Okay, so he wasn’t the most adept conversationalist, but even he knew they weren’t talking about chandeliers anymore. But she scooped up the plans in one fell swoop, and like that, the conversation was over.

Clearly, she didn’t want to talk about whatever all this was, and he wasn’t going to pry. Besides, leaning into this feeling of wanting to help her, wanting to solve her problems, wanting to be someone she could lean on wasn’t healthy—for either of them. What she needed was some privacy, and he sure could go for some distance.

“Are you all packed for the big weekend?” she asked as she took the paper from his hand.

So much for getting some distance.

How had he forgotten about the long weekend Lucy and his brother had arranged the week before their wedding? He hadn’t, actually. It was all he’d thought about for the past couple weeks. How had Lucy pitched it to him? Think of it as a five-day bridal shower full of games and fun! And that was exactly why he’d willed any thoughts related to the upcoming trip to hop on a giant broomstick and whoosh on outta here.

“I’m a…a last-minute packer.” Or a reluctant packer who was still in denial about the trip.

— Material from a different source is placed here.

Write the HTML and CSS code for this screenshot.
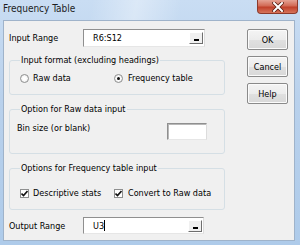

“Oh, me too. But Lucy keeps asking me over and over if I’m ready.” A distant smile grew on her face as she slowly sat in the desk chair. “She really is so darn happy. They both are.”

“Yeah,” he replied, his voice a little rough from the thickness in his throat. But that was the truth of it—his brother really was happy. Ridiculously happy. And even if thinking about how he’d also been that happy once made the center of his chest ache a little, he was one-hundred percent happy his brother had found something that he never had—someone to accept him for who he truly was.

“I should probably get going,” he said as he hitched his thumb over his shoulder toward the door.

“Me too. I think I’ve been here long enough today.”

“I could walk you home, if you’d like.”

“That’s sweet of you, but I actually drove today because I had all the decorations to bring. So, I’m good. You be sure to get some ice on that nose of yours, okay? I’d hate for you to be all bruised up.”

Funny. She had no idea how bruised up he was on the inside. How much pain he’d endured for so long that a fist to the face hurt a heck of a lot less than what had happened to him several years ago.

And what about her? There was obviously something bothering her about the salon, but was it really his job to fix it? Maybe not. But as she gathered the papers and slipped out of the office, he noticed the photo of the chandelier flutter to the ground. And for reasons he couldn’t quite figure out, he picked it up and slipped it into his pocket.